Kent receives a threatening letter in the mail. The anonymous sender states that Kent must commit suicide to atone for his errors in landing the plane. Further, if he doesn't commit suicide, the letter's sender will kill Kate. He's left with the choice of saving his daughter by killing himself or simply ignoring the threat and potentially risking his daughter's life. 

The plot of the book lured me right in. Unfortunately, that's the only thing Albrand could really cook up this late in her career. The plot is simply wasted as readers spend 200 pages succumbing to endless dialogue between Kent and Kitty over their marriage. Kitty has an affair, Kent pines over a female family friend, and Kate is semi-dating the 17-year old neighbor. Eventually, Kent hires a bodyguard that is completely out of her element and lets Kate become captured.
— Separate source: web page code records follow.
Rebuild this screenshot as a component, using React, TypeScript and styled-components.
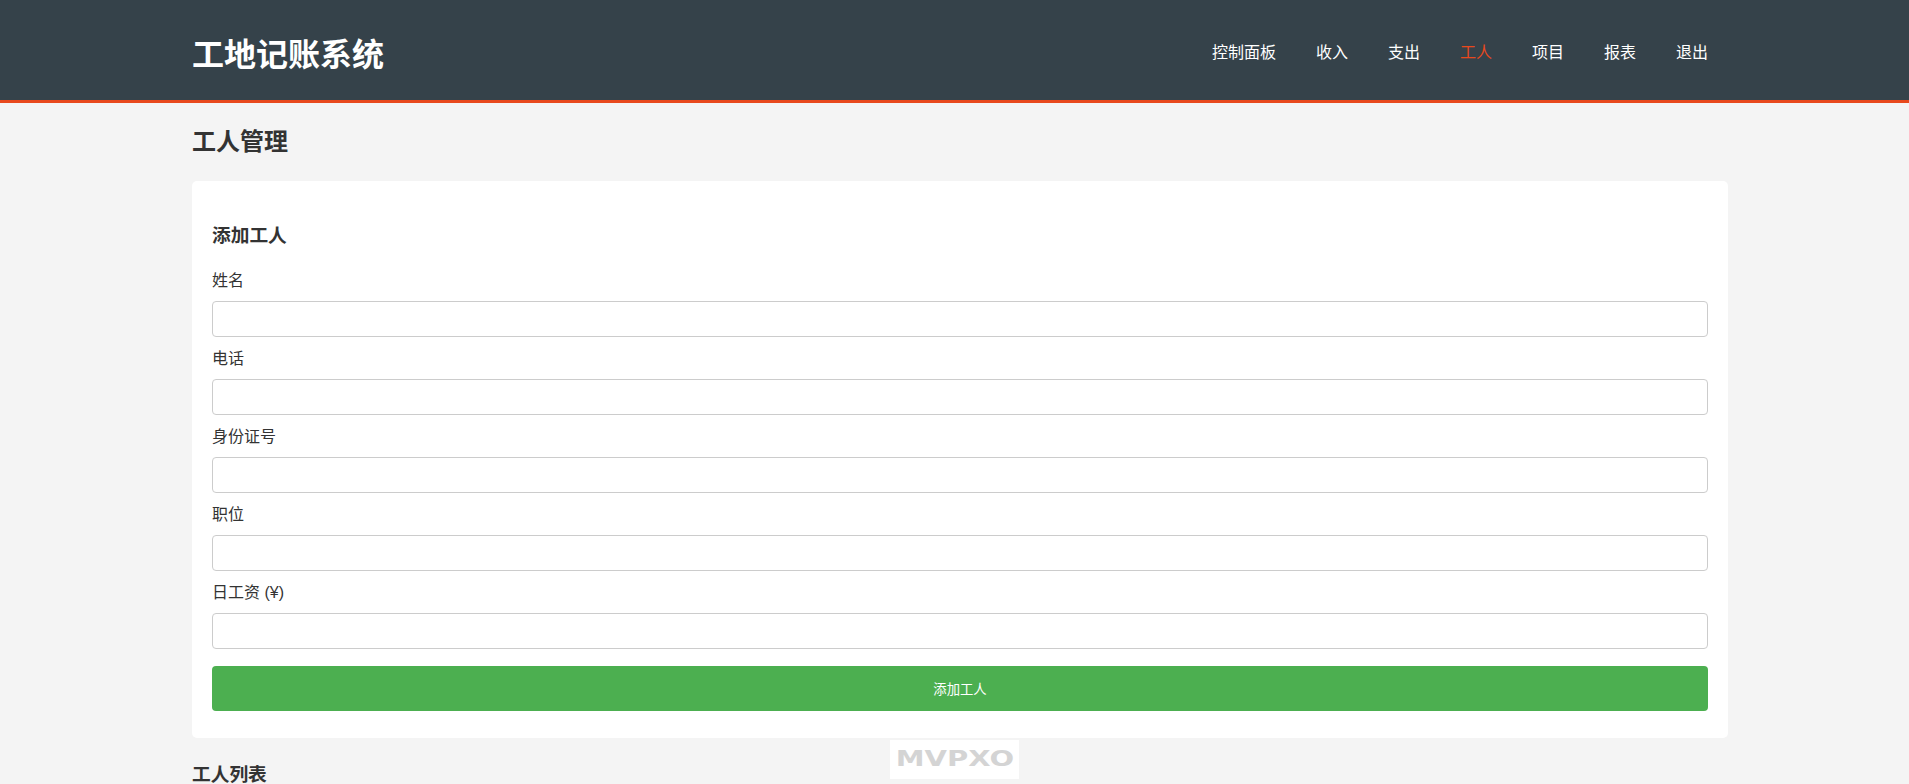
import React from 'react';
import styled, { createGlobalStyle } from 'styled-components';

const GlobalStyle = createGlobalStyle`
  html, body {
    margin: 0;
    padding: 0;
    background: #f4f4f4;
    font-family: "Liberation Sans", Arial, "Noto Sans CJK SC", sans-serif;
    color: #333;
  }
  * { box-sizing: border-box; }
`;

const navItems = ['控制面板', '收入', '支出', '工人', '项目', '报表', '退出'];
const fields = ['姓名', '电话', '身份证号', '职位', '日工资 (¥)'];

export default function App() {
  return (
    <>
      <GlobalStyle />
      <S.Header>
        <S.Container>
          <S.HeaderRow>
            <S.Brand>工地记账系统</S.Brand>
            <S.Nav>
              {navItems.map((item) => (
                <S.NavItem key={item} $active={item === '工人'}>
                  {item}
                </S.NavItem>
              ))}
            </S.Nav>
          </S.HeaderRow>
        </S.Container>
      </S.Header>
      <S.Container>
        <S.PageTitle>工人管理</S.PageTitle>
        <S.Card>
          <S.SectionTitle>添加工人</S.SectionTitle>
          <form onSubmit={(e) => e.preventDefault()}>
            {fields.map((f) => (
              <S.Field key={f}>
                <S.Label>{f}</S.Label>
                <S.Input type="text" />
              </S.Field>
            ))}
            <S.Button type="submit">添加工人</S.Button>
          </form>
        </S.Card>
        <S.SectionTitle $top={24}>工人列表</S.SectionTitle>
      </S.Container>
      <S.Watermark>
        <span>MVPXO</span>
      </S.Watermark>
    </>
  );
}

const S = {
  Header: styled.header`
    background: #35424a;
    border-bottom: 3px solid #e8491d;
    color: #fff;
  `,
  Container: styled.div`
    width: 1536px;
    margin: 0 0 0 192px;
  `,
  HeaderRow: styled.div`
    display: flex;
    justify-content: space-between;
    align-items: center;
    height: 100px;
  `,
  Brand: styled.h1`
    margin: 0;
    padding-top: 10px;
    font-size: 32px;
    line-height: 40px;
    font-weight: bold;
    color: #fff;
  `,
  Nav: styled.ul`
    display: flex;
    margin: 0;
    padding: 5px 0 0;
    list-style: none;
  `,
  NavItem: styled.li<{ $active?: boolean }>`
    padding: 0 20px;
    font-size: 16px;
    line-height: 20px;
    color: ${(p) => (p.$active ? '#e8491d' : '#fff')};
    cursor: pointer;
  `,
  PageTitle: styled.h2`
    margin: 24px 0;
    font-size: 24px;
    line-height: 30px;
    font-weight: bold;
    color: #333;
  `,
  Card: styled.div`
    background: #fff;
    border-radius: 5px;
    padding: 20px 20px 27px;
    display: flow-root;
  `,
  SectionTitle: styled.h3<{ $top?: number }>`
    margin: ${(p) => p.$top ?? 22}px 0 21px;
    font-size: 18.72px;
    line-height: 26px;
    font-weight: bold;
    color: #333;
  `,
  Field: styled.div`
    margin-bottom: 11px;
  `,
  Label: styled.label`
    display: block;
    margin-bottom: 10px;
    font-size: 16px;
    line-height: 21px;
    color: #333;
  `,
  Input: styled.input`
    display: block;
    width: 100%;
    height: 36px;
    padding: 8px;
    border: 1px solid #ccc;
    border-radius: 4px;
    background: #fff;
    font-size: 14px;
    font-family: inherit;
    outline: none;
  `,
  Button: styled.button`
    display: block;
    width: 100%;
    height: 45px;
    margin-top: 17px;
    border: none;
    border-radius: 4px;
    background: #4caf50;
    color: #fff;
    font-size: 13.33px;
    font-family: inherit;
    cursor: pointer;
  `,
  Watermark: styled.div`
    position: absolute;
    left: 890px;
    top: 740px;
    width: 129px;
    height: 39px;
    background: #fff;
    display: flex;
    align-items: center;
    justify-content: center;
    overflow: hidden;
    span {
      display: inline-block;
      font-family: "DejaVu Sans", sans-serif;
      font-weight: bold;
      font-size: 21px;
      line-height: 1;
      color: #d4d4d4;
      transform: scaleX(1.38);
    }
  `,
};
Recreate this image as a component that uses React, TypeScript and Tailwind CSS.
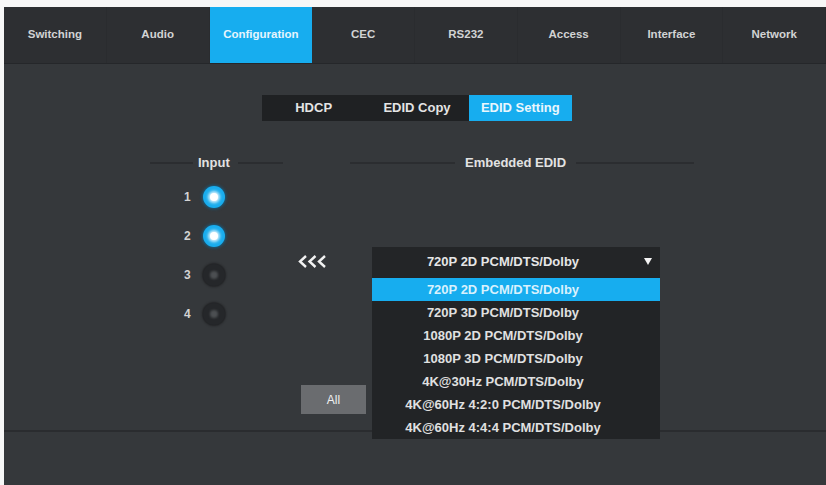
const tabs = ["Switching", "Audio", "Configuration", "CEC", "RS232", "Access", "Interface", "Network"];
const subTabs = ["HDCP", "EDID Copy", "EDID Setting"];
const edids = [
  "720P 2D PCM/DTS/Dolby",
  "720P 3D PCM/DTS/Dolby",
  "1080P 2D PCM/DTS/Dolby",
  "1080P 3D PCM/DTS/Dolby",
  "4K@30Hz PCM/DTS/Dolby",
  "4K@60Hz 4:2:0 PCM/DTS/Dolby",
  "4K@60Hz 4:4:4 PCM/DTS/Dolby",
];
const inputs = [
  { n: 1, on: true },
  { n: 2, on: true },
  { n: 3, on: false },
  { n: 4, on: false },
];

function Radio({ on }: { on: boolean }) {
  if (on) {
    return (
      <div className="w-[22px] h-[22px] rounded-full bg-[#19adee] shadow-[0_0_3px_1px_rgba(10,110,160,0.7)] flex items-center justify-center">
        <div className="w-[8px] h-[8px] rounded-full bg-white shadow-[0_0_3px_2px_rgba(255,255,255,0.8)]" />
      </div>
    );
  }
  return (
    <div className="w-[22px] h-[22px] rounded-full bg-[#25272a] shadow-[0_0_2px_1px_rgba(20,20,22,0.6)] flex items-center justify-center">
      <div className="w-[8px] h-[8px] rounded-full bg-[#4c4f52] blur-[1px]" />
    </div>
  );
}

function Chevrons() {
  return (
    <svg width="31" height="13" viewBox="0 0 31 13" fill="none" stroke="#f2f2f2" strokeWidth="2.4" strokeLinejoin="miter">
      <polyline points="8,1 2,6.5 8,12" />
      <polyline points="17.5,1 11.5,6.5 17.5,12" />
      <polyline points="27,1 21,6.5 27,12" />
    </svg>
  );
}

export default function App() {
  return (
    <div className="w-[826px] h-[485px] bg-[#f7f7f7] pt-[7px] pl-[4px] overflow-hidden font-['Liberation_Sans',Arial,sans-serif]">
      <div className="h-full flex flex-col bg-[#35383b]">
        {/* top menu */}
        <nav className="grid grid-cols-8 h-[57px] bg-[#2d2f32] border-b border-[#25272a]">
          {tabs.map((t) => (
            <div
              key={t}
              className={
                t === "Configuration"
                  ? "flex items-center justify-center text-[11.5px] font-bold bg-[#17adef] text-[#e6f5fd]"
                  : "flex items-center justify-center text-[11.5px] font-bold text-[#d2d3d4] border-r border-[#2a2c2f]"
              }
            >
              {t}
            </div>
          ))}
        </nav>

        <div className="h-[366px] relative">
          {/* sub tabs */}
          <div className="mt-[31px] ml-[258px] w-[310px] h-[26px] flex bg-[#1f2123]">
            {subTabs.map((s) => (
              <div
                key={s}
                className={
                  s === "EDID Setting"
                    ? "flex-1 flex items-center justify-center text-[13px] font-bold bg-[#17adef] text-[#e9f6fd]"
                    : "flex-1 flex items-center justify-center text-[13px] font-bold text-[#e4e4e4]"
                }
              >
                {s}
              </div>
            ))}
          </div>

          {/* group headers */}
          <div className="mt-[32px] ml-[146px] h-5 flex items-center text-[13px] font-bold text-[#e2e2e2]">
            <div className="w-[133px] flex items-center">
              <div className="w-[43px] h-[2px] bg-[#2b2d30]" />
              <span className="ml-[5px]">Input</span>
              <div className="ml-2 flex-1 h-[2px] bg-[#2b2d30]" />
            </div>
            <div className="ml-[67px] flex items-center">
              <div className="w-[105px] h-[2px] bg-[#2b2d30]" />
              <span className="ml-[10px]">Embedded EDID</span>
              <div className="ml-[10px] w-[118px] h-[2px] bg-[#2b2d30]" />
            </div>
          </div>

          <div className="mt-1 ml-[146px] flex">
            {/* inputs */}
            <div className="w-[133px]">
              {inputs.map((i) => (
                <div key={i.n} className="h-[39px] flex items-center">
                  <span className="ml-[34px] w-[8px] text-[12px] font-bold text-[#d3d3d3]">{i.n}</span>
                  <div className="ml-[11px]">
                    <Radio on={i.on} />
                  </div>
                </div>
              ))}
            </div>

            {/* copy arrow + all */}
            <div className="w-[89px] flex flex-col">
              <div className="mt-[78px] ml-[15px]">
                <Chevrons />
              </div>
              <button className="mt-[117px] ml-[18px] w-[65px] h-[29px] bg-[#6a6c6f] text-[12px] text-[#f0f0f0]">
                All
              </button>
            </div>

            {/* edid select */}
            <div className="w-[288px] mt-[70px] relative self-start">
              <div className="h-[30px] bg-[#232527] flex items-center justify-center pr-[26px] text-[13px] font-bold text-[#e6e6e6]">
                720P 2D PCM/DTS/Dolby
                <svg className="absolute right-[8px] top-[11px]" width="8" height="7" viewBox="0 0 8 7">
                  <polygon points="0,0 8,0 4,7" fill="#f4f4f4" />
                </svg>
              </div>
              <ul className="absolute top-[30px] left-0 w-full z-10 bg-[#222426] pt-px">
                {edids.map((e, idx) => (
                  <li
                    key={e}
                    className={
                      idx === 0
                        ? "h-[23px] flex items-center justify-center pr-[26px] text-[13px] font-bold bg-[#17adef] text-[#d9f1fd]"
                        : "h-[23px] flex items-center justify-center pr-[26px] text-[13px] font-bold text-[#e0e0e0]"
                    }
                  >
                    {e}
                  </li>
                ))}
              </ul>
            </div>
          </div>
        </div>

        <div className="h-[2px] bg-[#2a2c2f]" />
        <div className="flex-1 bg-[#35383b]" />
      </div>
    </div>
  );
}
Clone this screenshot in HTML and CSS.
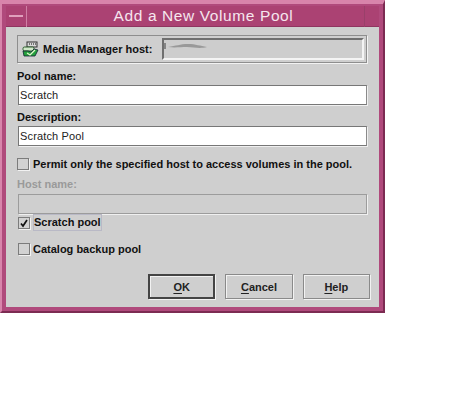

The inept FBI (sure sure) doesn't follow up with leads, a private-eye is murdered, and all of these “highlights” of a tension-filled thriller are just one to two-page nods that should be important but aren't.

Overall, my first sampling of Albrand was a dreadful experience. However, this was a late career entry and should be a small sample size in the grand body of work. Her 1940s and 1950s novels are heralded as fine espionage thrillers and worth the price of admission. Let's call A Taste of Terror an experimental first bite that begs for a better meal.